We hebben heel veel in de kelder gezeten. Het huis was voorheen van een notaris geweest. In de kelder stond ook een grote kluis. Aan het eind van de oorlog, stuurden de Duitsers V1’s en V2’s naar de haven van Antwerpen. Die kwamen bij ons over en ook wel eens te vroeg naar beneden. Bij hun geluid werd mijn zusje Corry met haar wiegje in de kluis gezet. Ik was dan altijd bang, pakte mijn matrasje en ging ook naar de kelder.

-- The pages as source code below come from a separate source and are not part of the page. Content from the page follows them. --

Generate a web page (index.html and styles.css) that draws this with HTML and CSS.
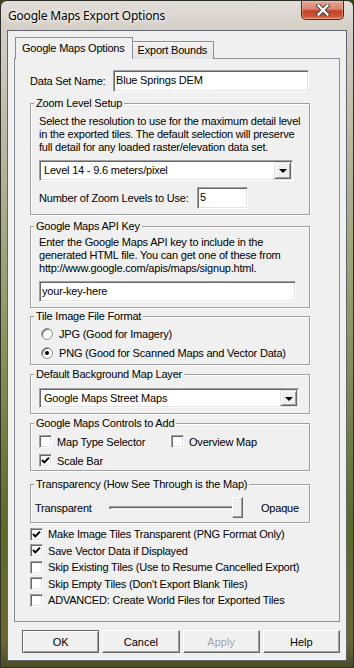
FILE: index.html
```html
<!DOCTYPE html>
<html>
<head>
  <title>Google Maps Export Options</title>
  <link rel="stylesheet" href="styles.css">
</head>
<body>
  <div class="window">
    <div class="titlebar">
      <span class="title">Google Maps Export Options</span>
      <button type="button" class="close" aria-label="Close">
        <svg width="14" height="12" viewBox="0 0 14 12">
          <path d="M2.5 1.5 L11.5 10.5 M11.5 1.5 L2.5 10.5" stroke="#3a3a3a" stroke-width="4.2" stroke-linecap="square"/>
          <path d="M2.5 1.5 L11.5 10.5 M11.5 1.5 L2.5 10.5" stroke="#fff" stroke-width="2.4" stroke-linecap="square"/>
        </svg>
      </button>
    </div>

    <div class="client">
      <div class="tabs">
        <div class="tab active">Google Maps Options</div>
        <div class="tab">Export Bounds</div>
      </div>

      <div class="page">
        <div class="name-row">
          <label for="dataSetName">Data Set Name:</label>
          <input type="text" id="dataSetName" class="field name-field" value="Blue Springs DEM">
        </div>

        <fieldset class="group zoom-group">
          <legend>Zoom Level Setup</legend>
          <p class="note">Select the resolution to use for the maximum detail level<br>in the exported tiles. The default selection will preserve<br>full detail for any loaded raster/elevation data set.</p>
          <div class="combo zoom-combo"><span class="combo-text">Level 14 - 9.6 meters/pixel</span><span class="drop"><i></i></span></div>
          <div class="levels-row">
            <label for="levels">Number of Zoom Levels to Use:</label>
            <input type="text" id="levels" class="field levels-field" value="5">
          </div>
        </fieldset>

        <fieldset class="group api-group">
          <legend>Google Maps API Key</legend>
          <p class="note">Enter the Google Maps API key to include in the<br>generated HTML file. You can get one of these from<br>http://www.google.com/apis/maps/signup.html.</p>
          <input type="text" class="field api-field" value="your-key-here">
        </fieldset>

        <fieldset class="group format-group">
          <legend>Tile Image File Format</legend>
          <label class="radio-row"><span class="radio"></span>JPG (Good for Imagery)</label>
          <label class="radio-row"><span class="radio on"></span>PNG (Good for Scanned Maps and Vector Data)</label>
        </fieldset>

        <fieldset class="group layer-group">
          <legend>Default Background Map Layer</legend>
          <div class="combo layer-combo"><span class="combo-text">Google Maps Street Maps</span><span class="drop"><i></i></span></div>
        </fieldset>

        <fieldset class="group controls-group">
          <legend>Google Maps Controls to Add</legend>
          <div class="controls-grid">
            <label class="check"><span class="box"></span>Map Type Selector</label>
            <label class="check"><span class="box"></span>Overview Map</label>
            <label class="check"><span class="box"><svg width="11" height="11" viewBox="0 0 11 11"><polyline points="2,5 4.3,7.4 9,2.6" fill="none" stroke="#000" stroke-width="2"/></svg></span>Scale Bar</label>
          </div>
        </fieldset>

        <fieldset class="group slider-group">
          <legend>Transparency (How See Through is the Map)</legend>
          <div class="slider-row">
            <span class="slider-label">Transparent</span>
            <div class="slider">
              <div class="track"></div>
              <div class="thumb"></div>
            </div>
            <span class="slider-end">Opaque</span>
          </div>
        </fieldset>

        <div class="options">
          <label class="check"><span class="box"><svg width="11" height="11" viewBox="0 0 11 11"><polyline points="2,5 4.3,7.4 9,2.6" fill="none" stroke="#000" stroke-width="2"/></svg></span>Make Image Tiles Transparent (PNG Format Only)</label>
          <label class="check"><span class="box"><svg width="11" height="11" viewBox="0 0 11 11"><polyline points="2,5 4.3,7.4 9,2.6" fill="none" stroke="#000" stroke-width="2"/></svg></span>Save Vector Data if Displayed</label>
          <label class="check"><span class="box"></span>Skip Existing Tiles (Use to Resume Cancelled Export)</label>
          <label class="check"><span class="box"></span>Skip Empty Tiles (Don't Export Blank Tiles)</label>
          <label class="check"><span class="box"></span>ADVANCED: Create World Files for Exported Tiles</label>
        </div>
      </div>

      <div class="buttons">
        <button type="button" class="btn default">OK</button>
        <button type="button" class="btn">Cancel</button>
        <button type="button" class="btn" disabled>Apply</button>
        <button type="button" class="btn">Help</button>
      </div>
    </div>
  </div>
</body>
</html>
```

FILE: styles.css
```css
* { box-sizing: border-box; }
body { margin: 0; background: #3c4420; font: 11px "Liberation Sans", Arial, sans-serif; letter-spacing: -0.2px; color: #000; }

/* window frame */
.window { width: 354px; height: 668px; display: flex; flex-direction: column; padding: 0 6px 6px; border: 1px solid #2f3128; border-radius: 7px 7px 3px 3px;
  background: linear-gradient(180deg, #e2ded8 0, #d4cec6 28px, #c0bba8 120px, #8e9660 330px, #5d6a2c 520px, #6c6630 640px, #4a4a24 668px); }
.titlebar { height: 29px; display: flex; align-items: flex-start; }
.title { font: 12px "Noto Sans", sans-serif; letter-spacing: -0.2px; margin: 6px 0 0 1px; text-shadow: 0 0 6px #fff, 0 0 3px #fff; }
.close { margin-left: auto; margin-right: 3px; width: 43px; height: 19px; padding: 0; display: flex; align-items: center; justify-content: center;
  border: 1px solid #5a2114; border-top: none; border-radius: 0 0 5px 5px;
  background: linear-gradient(180deg, #e9a898 0, #d9836b 45%, #c2432a 55%, #cc5637 85%, #e0866a 100%); box-shadow: inset 0 0 0 1px rgba(255,220,200,.35); }

.client { flex: 1; background: #f0f0f0; border: 1px solid #60666e; padding: 6px 6px 0; }

/* tabs */
.tabs { display: flex; align-items: flex-end; height: 22px; margin-left: 1px; position: relative; z-index: 1; margin-bottom: -1px; }
.tab { height: 18px; padding: 0 6px 0 5px; line-height: 17px; border: 1px solid #8b8e96; border-bottom: none; margin-left: -1px;
  background: linear-gradient(180deg, #f3f3f3, #e3e3e3); }
.tab.active { height: 22px; padding: 0 7px 0 6px; line-height: 20px; background: #f0f0f0; margin-left: 0; position: relative; z-index: 2; }
.page { height: 564px; border: 1px solid #8b8e96; padding: 11px 0 0 15px; background: #f0f0f0; }

/* 3d fields */
.field { font: 11px "Liberation Sans", Arial, sans-serif; letter-spacing: -0.2px; color: #000; background: #fff; padding: 0 2px; margin: 0; outline: none;
  border: 1px solid; border-color: #a0a0a0 #fff #fff #a0a0a0; box-shadow: inset 1px 1px #696969, inset -1px -1px #e3e3e3; }
.name-row { display: flex; align-items: center; height: 22px; }
.name-row label { width: 83px; }
.name-field { width: 196px; height: 22px; padding-bottom: 3px; }

.group { width: 280px; margin: 0; padding: 0 8px; border: 1px solid #a0a0a0; box-shadow: inset 1px 1px #fff, 1px 1px #fff; min-inline-size: 0; }
.group legend { padding: 0 2px; margin-left: -5px; line-height: 13px; background: #f0f0f0; }
.note { margin: 0; line-height: 13px; white-space: nowrap; }

.combo { display: flex; height: 21px; background: #fff; border: 1px solid; border-color: #a0a0a0 #fff #fff #a0a0a0; box-shadow: inset 1px 1px #696969, inset -1px -1px #e3e3e3; padding: 1px; }
.combo-text { flex: 1; padding: 2px 0 0 3px; }
.drop { width: 17px; display: flex; align-items: center; justify-content: center; background: #f0f0f0;
  border: 1px solid; border-color: #e3e3e3 #696969 #696969 #e3e3e3; box-shadow: inset 1px 1px #fff, inset -1px -1px #a0a0a0; }
.drop i { width: 0; height: 0; border-left: 4px solid transparent; border-right: 4px solid transparent; border-top: 4px solid #000; margin-top: 1px; }

.zoom-group { margin-top: 5px; padding-top: 5px; padding-bottom: 5px; }
.zoom-combo { width: 254px; margin-top: 6px; }
.levels-row { display: flex; align-items: center; margin-top: 6px; height: 22px; }
.levels-row label { width: 158px; }
.levels-field { width: 51px; height: 22px; padding-bottom: 3px; }

.api-group { margin-top: 5px; padding-top: 3px; padding-bottom: 5px; }
.api-field { display: block; width: 257px; height: 21px; margin-top: 6px; padding-bottom: 2px; }

.format-group { margin-top: 2px; padding-top: 1px; padding-bottom: 2px; }
.radio-row { display: flex; align-items: center; height: 19px; padding-left: 2px; }
.radio { width: 12px; height: 12px; border-radius: 50%; margin-right: 6px; background: #fff; border: 1px solid #8d8d8d; box-shadow: inset 1px 1px #6b6b6b, 0 0 0 1px #f8f8f8; display: flex; align-items: center; justify-content: center; }
.radio.on::after { content: ""; width: 4px; height: 4px; border-radius: 50%; background: #000; }

.layer-group { margin-top: 3px; padding-top: 7px; padding-bottom: 5px; }
.layer-combo { width: 260px; height: 20px; }

.controls-group { margin-top: 3px; padding-top: 3px; padding-bottom: 1px; }
.controls-grid { display: grid; grid-template-columns: 132px 1fr; row-gap: 2px; }

.check { display: flex; align-items: center; height: 17px; }
.box { width: 13px; height: 13px; flex: none; margin-right: 5px; background: #fff; border: 1px solid; border-color: #a0a0a0 #fff #fff #a0a0a0; box-shadow: inset 1px 1px #696969, inset -1px -1px #e3e3e3; display: flex; align-items: center; justify-content: center; }

.slider-group { margin-top: 7px; padding: 6px 8px 4px 4px; }
.slider-group legend { margin-left: -1px; }
.slider-row { display: flex; align-items: center; height: 21px; }
.slider-label { width: 74px; }
.slider { position: relative; width: 134px; height: 21px; display: flex; align-items: center; }
.track { width: 100%; height: 4px; border: 1px solid; border-color: #a0a0a0 #fff #fff #a0a0a0; box-shadow: inset 1px 1px #696969; background: #e3e3e3; }
.thumb { position: absolute; left: 123px; top: 0; width: 11px; height: 21px; background: #f0f0f0;
  border: 1px solid; border-color: #fff #696969 #696969 #fff; box-shadow: inset -1px -1px #a0a0a0; }
.slider-end { margin-left: 18px; }

.options { margin-top: 3px; }
.options .check { height: 16.5px; }

/* buttons */
.buttons { display: grid; grid-template-columns: repeat(4, 1fr); column-gap: 3px; padding: 8px 0 0 8px; }
.btn { height: 23px; font: 11px "Liberation Sans", Arial, sans-serif; color: #000; background: #f0f0f0; padding: 0;
  border: 1px solid; border-color: #fff #696969 #696969 #fff; box-shadow: inset -1px -1px #a0a0a0; }
.btn.default { border-color: #646464; box-shadow: inset 1px 1px #fff, inset -1px -1px #a0a0a0; }
.btn:disabled { color: #a0a0a0; text-shadow: 1px 1px #fff; }
```
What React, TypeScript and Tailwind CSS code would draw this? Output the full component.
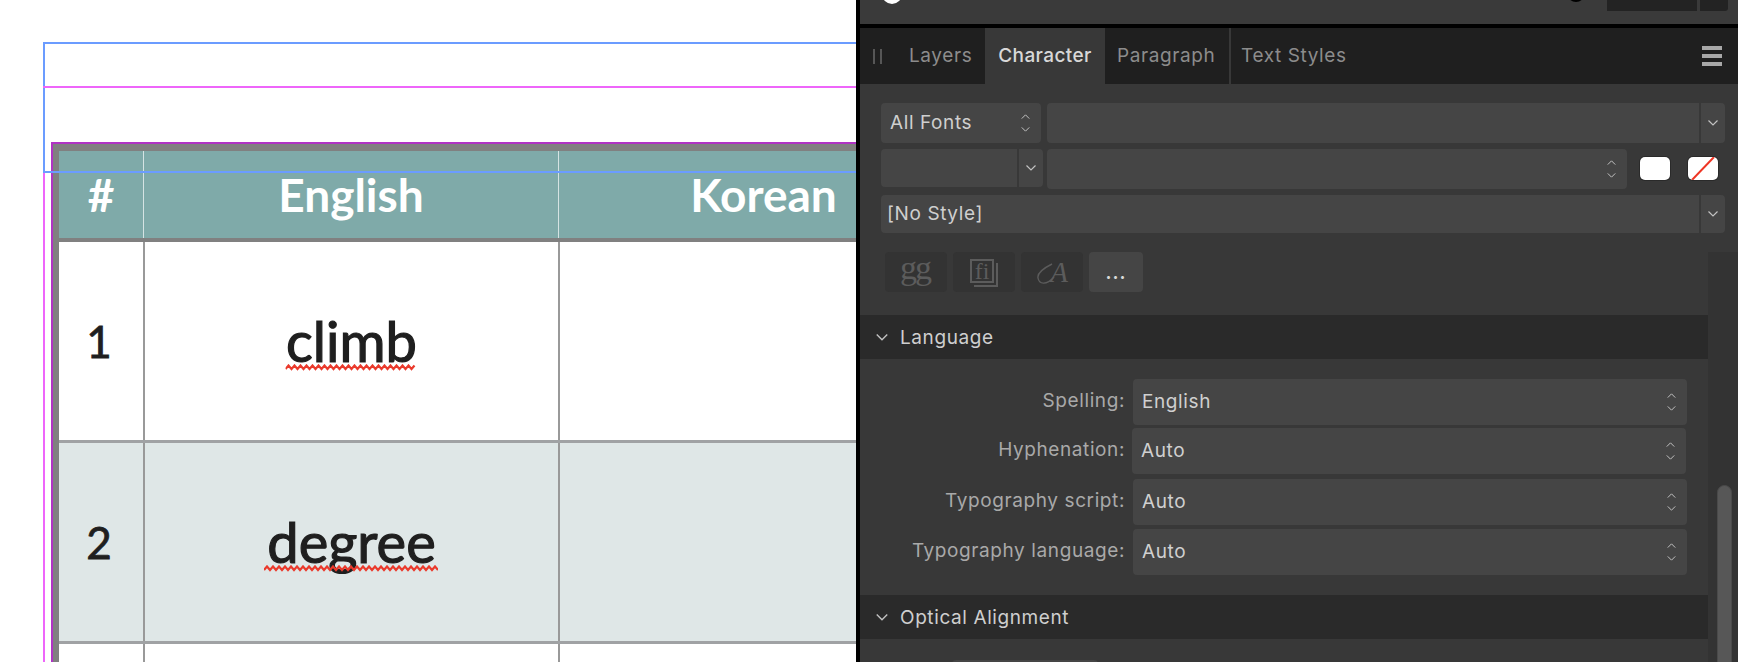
const Chevron = ({ up, className }: { up?: boolean; className?: string }) => (
  <svg viewBox="0 0 10 6" fill="none" className={className}>
    <polyline points={up ? "0.5,5.5 5,1 9.5,5.5" : "0.5,0.5 5,5 9.5,0.5"} stroke="#c2c2c2" strokeWidth="1.2" />
  </svg>
);

const Stepper = () => (
  <div className="flex flex-col gap-[8px]">
    <Chevron up className="w-[9px] h-[5px]" />
    <Chevron className="w-[9px] h-[5px]" />
  </div>
);

const Squiggle = ({ width }: { width: number }) => {
  const pts: string[] = [];
  for (let x = 0, i = 0; x <= width; x += 3, i++) pts.push(`${x},${i % 2 ? 1.5 : 5}`);
  return (
    <svg width={width} height={7} className="absolute left-1/2 -translate-x-1/2 top-full -mt-[3px]">
      <polyline points={pts.join(" ")} fill="none" stroke="#ea3a2c" strokeWidth="2.2" />
    </svg>
  );
};

const TableRow = ({ num, word, width, bg }: { num?: string; word?: string; width?: number; bg: string }) => (
  <div className={`grid grid-cols-[84px_415px_410px] h-[198px] ${bg}`}>
    <div className="flex items-center justify-center text-[44px] [-webkit-text-stroke:0.8px_#1f1f1f] text-[#1f1f1f] pr-[4px]">{num}</div>
    <div className="flex items-center justify-center border-l-2 border-[#999999] text-[56px] [-webkit-text-stroke:1.2px_#1f1f1f] text-[#1f1f1f]">
      {word && (
        <span className="relative leading-[52px]">
          {word}
          <Squiggle width={width ?? 0} />
        </span>
      )}
    </div>
    <div className="border-l-2 border-[#999999]" />
  </div>
);

const Canvas = () => (
  <div className="relative w-[856px] h-full overflow-hidden bg-white pt-[142px] pl-[51px] font-['Lato',sans-serif]">
    <div className="w-[917px] border-t-2 border-l-2 border-[#b033c4] bg-[#808080] pt-[7px] pl-[6px]">
      <div className="grid grid-cols-[84px_415px_410px] h-[87px] bg-[#7faaa9] text-white font-bold">
        <div className="flex items-center justify-center text-[46px]">#</div>
        <div className="flex items-center justify-center border-l border-[#d5e3e3] text-[46px]">English</div>
        <div className="flex items-center justify-center border-l border-[#d5e3e3] text-[46px]">Korean</div>
      </div>
      <div className="h-[4px] bg-[#808080]" />
      <TableRow num="1" word="climb" width={131} bg="bg-white" />
      <div className="h-[3px] bg-[#a0a2a4]" />
      <TableRow num="2" word="degree" width={174} bg="bg-[#dfe7e7]" />
      <div className="h-[3px] bg-[#a0a2a4]" />
      <TableRow bg="bg-white" />
    </div>
    {/* guides sit on top of the page */}
    <div className="absolute left-[43px] top-[42px] w-[830px] h-[131px] border-2 border-[#6b9cff]" />
    <div className="absolute left-[43px] top-[86px] right-0 h-[2px] bg-[#ee66fa]" />
    <div className="absolute left-[43px] top-[173px] bottom-0 w-[2px] bg-[#ee66fa]" />
  </div>
);

const FieldRow = ({ label, value, className }: { label: string; value: string; className: string }) => (
  <div className={`flex items-center ${className}`}>
    <div className="w-[265px] text-right text-[#a9a9a9] pb-[1px]">{label}</div>
    <div className="flex-1 h-[46px] ml-[8px] flex items-center justify-between bg-[#454545] rounded-[4px] pl-[9px] pr-[11px] text-[#d0d0d0]">
      <span className="pt-[1px]">{value}</span>
      <Stepper />
    </div>
  </div>
);

const SectionHeader = ({ title, className }: { title: string; className?: string }) => (
  <div className={`h-[44px] bg-[#2a2a2a] flex items-center pl-[16px] gap-[12px] text-[#cfcfcf] ${className ?? ""}`}>
    <Chevron className="w-[12px] h-[7px]" />
    <span className="pt-[2px]">{title}</span>
  </div>
);

const IconButton = ({ children }: { children: React.ReactNode }) => (
  <div className="w-[62px] h-[40px] rounded-[4px] bg-[#333333] flex items-center justify-center text-[#5c5c5c]">{children}</div>
);

const Panel = () => (
  <div className="flex-1 h-full border-l-4 border-black bg-[#383838] flex flex-col font-['Inter',sans-serif] text-[19px] tracking-[0.6px] overflow-hidden">
    <div className="h-[24px] shrink-0 bg-[#3a3a3a] flex items-start overflow-hidden">
      <div className="ml-[22px] -mt-[16px] w-[20px] h-[20px] rounded-full bg-white" />
      <div className="ml-[665px] -mt-[16px] w-[18px] h-[18px] rounded-full bg-white border-[3px] border-black" />
      <div className="ml-[22px] w-[90px] h-[11px] bg-[#232323]" />
      <div className="ml-[3px] w-[28px] h-[11px] bg-[#232323] rounded-br-[3px]" />
    </div>
    <div className="h-[4px] shrink-0 bg-black" />

    <div className="h-[56px] shrink-0 bg-[#1f1f1f] flex items-stretch text-[#8c8c8c]">
      <div className="flex items-center gap-[5px] pl-[13px] pr-[27px]">
        <div className="w-[2px] h-[15px] bg-[#565656]" />
        <div className="w-[2px] h-[15px] bg-[#565656]" />
      </div>
      <div className="flex items-center w-[76px]">Layers</div>
      <div className="flex items-center w-[120px] justify-center bg-[#383838] text-[#d8d8d8] font-medium tracking-[0.4px]">Character</div>
      <div className="flex items-center w-[126px] pl-[12px] border-r-2 border-[#383838]">Paragraph</div>
      <div className="flex items-center pl-[10px]">Text Styles</div>
      <div className="ml-auto mr-[16px] self-center flex flex-col gap-[4px]">
        <div className="w-[20px] h-[4px] bg-[#a8a8a8]" />
        <div className="w-[20px] h-[4px] bg-[#a8a8a8]" />
        <div className="w-[20px] h-[4px] bg-[#a8a8a8]" />
      </div>
    </div>

    <div className="h-[168px] shrink-0 pt-[19px] pl-[21px] flex flex-col gap-[6px]">
      <div className="flex h-[40px]">
        <div className="w-[160px] bg-[#454545] rounded-[4px] flex items-center justify-between pl-[9px] pr-[11px] text-[#cfcfcf]">
          <span className="pt-[1px]">All Fonts</span>
          <Stepper />
        </div>
        <div className="ml-[6px] w-[652px] bg-[#454545] rounded-l-[4px]" />
        <div className="ml-[2px] w-[24px] bg-[#454545] rounded-r-[4px] flex items-center justify-center">
          <Chevron className="w-[10px] h-[6px]" />
        </div>
      </div>
      <div className="flex h-[40px] items-start">
        <div className="w-[136px] h-[38px] bg-[#454545] rounded-l-[4px]" />
        <div className="ml-[2px] w-[24px] h-[38px] bg-[#454545] rounded-r-[4px] flex items-center justify-center">
          <Chevron className="w-[10px] h-[6px]" />
        </div>
        <div className="ml-[4px] w-[580px] h-[40px] bg-[#454545] rounded-[4px] flex items-center justify-end pr-[11px]">
          <Stepper />
        </div>
        <div className="ml-[13px] mt-[8px] w-[30px] h-[23px] rounded-[5px] bg-white shadow-[0_0_0_1px_#2a2a2a]" />
        <div className="ml-[18px] mt-[8px] w-[30px] h-[23px] rounded-[5px] bg-white shadow-[0_0_0_1px_#2a2a2a] overflow-hidden">
          <svg viewBox="0 0 30 23" className="w-full h-full">
            <line x1="4" y1="23" x2="26" y2="0" stroke="#ee3524" strokeWidth="2" />
          </svg>
        </div>
      </div>
      <div className="flex h-[38px]">
        <div className="w-[818px] bg-[#454545] rounded-l-[4px] flex items-center pl-[6px] text-[#cfcfcf]">[No Style]</div>
        <div className="ml-[2px] w-[24px] bg-[#454545] rounded-r-[4px] flex items-center justify-center">
          <Chevron className="w-[10px] h-[6px]" />
        </div>
      </div>
    </div>

    <div className="flex flex-1 min-h-0">
      <div className="w-[848px] shrink-0 flex flex-col">
        <div className="flex gap-[6px] h-[40px] pl-[25px] shrink-0">
          <IconButton>
            <span className="font-['Liberation_Serif',serif] text-[34px] leading-none pb-[8px] tracking-[-2px] pr-[2px]">gg</span>
          </IconButton>
          <IconButton>
            <div className="relative w-[24px] h-[24px] border-2 border-[#5c5c5c] flex items-center justify-center -translate-x-[2px] -translate-y-[1px]">
              <span className="font-['Liberation_Serif',serif] text-[24px] tracking-normal leading-none">fi</span>
              <div className="absolute -right-[6px] -bottom-[6px] w-[24px] h-[24px] border-r-2 border-b-2 border-[#5c5c5c]" />
            </div>
          </IconButton>
          <IconButton>
            <div className="relative w-[32px] h-[28px] flex items-center justify-end">
              <svg viewBox="0 0 32 28" fill="none" className="absolute inset-0 w-full h-full">
                <path d="M16 6C6 11 1 15 2 20C3 26 10 28 18 19" stroke="#5c5c5c" strokeWidth="1.4" />
              </svg>
              <span className="font-['Liberation_Serif',serif] italic text-[29px] tracking-normal leading-none">A</span>
            </div>
          </IconButton>
          <div className="w-[54px] h-[40px] rounded-[4px] bg-[#454545] flex items-center justify-center text-[#d8d8d8] text-[18px] font-bold tracking-[1px]">...</div>
        </div>
        <SectionHeader title="Language" className="mt-[23px] shrink-0" />
        <div className="flex flex-col pt-[20px] shrink-0">
          <FieldRow label="Spelling:" value="English" className="pr-[21px]" />
          <FieldRow label="Hyphenation:" value="Auto" className="mt-[3px] pr-[22px] [&>div:last-child]:ml-[7px]" />
          <FieldRow label="Typography script:" value="Auto" className="mt-[5px] pr-[21px]" />
          <FieldRow label="Typography language:" value="Auto" className="mt-[4px] pr-[21px]" />
        </div>
        <SectionHeader title="Optical Alignment" className="mt-[20px] shrink-0" />
        <div className="mt-[21px] ml-[92px] w-[146px] h-[30px] shrink-0 bg-[#454545] rounded-[4px]" />
      </div>
      <div className="flex-1 bg-[#333333] pt-[233px] pl-[9px]">
        <div className="w-[15px] h-[400px] rounded-full bg-[#575757] border border-[#4a4a4a]" />
      </div>
    </div>
  </div>
);

export default function App() {
  return (
    <div className="flex w-[1738px] h-[662px] overflow-hidden">
      <Canvas />
      <Panel />
    </div>
  );
}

Ik ben later nog eens in het Duitse Peenemünde op het eiland Usedom geweest waar in de oorlog door dwangarbeiders meegewerkt moest worden aan de ontwikkeling van die wapens.
Net als de cavalerie voor de oorlog deed, trokken de Moffen tijdens de bezetting ook zingend door de straat. Nu klonk het: “Wir fahren gegen Engeland”.
Wij zijn vanuit Breda met z’n vieren in Roosendaal op school gegaan. In Breda was namelijk wel een Rijks HBS en een Gemeentelijk Gymnasium. Maar vader wilde ons op een katholieke school hebben. Het belangrijke kopstation van de NS in Roosendaal liep echter te vaak kans gebombardeerd te worden. Vader wilde niet dat we daar elke dag naar toe zouden moeten. Dus deed hij ons in Roosendaal op Kostschool. Op 5 september 1944, Dolle Dinsdag, is die school gesloten. Ze hadden geen eten meer voor ons. Daarna hebben we tot na de bevrijding thuis gezeten. Mijn zusje Ria moest dat jaar eindexamen doen en kreeg het diploma “gewoon”, zonder examen.
In een kazerne links van ons, aan het Van Coothplein, zaten de Polen en rechts, in een andere kazerne, de Duitsers. Mevrouw Stomp, onze overbuurvrouw, stond bij het raam te kijken. Zij werd helaas bij de wederzijdse beschietingen dodelijk getroffen.
Uiteindelijk zijn wij 29 oktober 1944 door de Polen (de Eerste Poolse Pantser Divisie onder leiding van Generaal Maczek J.S.) bevrijd.
Prachtig om de eerste tanks door onze straat te zien komen. Wij kregen een sinaasappel, een vrucht die we niet kenden. Er werden onder andere ook potjes pindakaas uitgedeeld. Mijn vader was nog steeds wijkhoofd bij de Burgerwacht. Dus die wist nog wel eens iets te scharrelen bij de bevrijders, die tegenover ons in stadsschouwburg, Concordia zaten. Nog iets wat we voorheen nooit gezien hadden was eierpoeder. En uit Zweden kwam walvisvlees in blik.
In het Brabantpark is ter dankbare herinnering aan de bevrijding en als geschenk van Breda aan de Poolse gemeenschap de Poolse Maria Kapel opgericht. Het gebouw is ingewijd op 31 oktober van het Mariajaar 1954. In de kapel staat een afbeelding van de Poolse Madonna, gebaseerd op een icoon van de Zwarte Madonna van Częstochowa.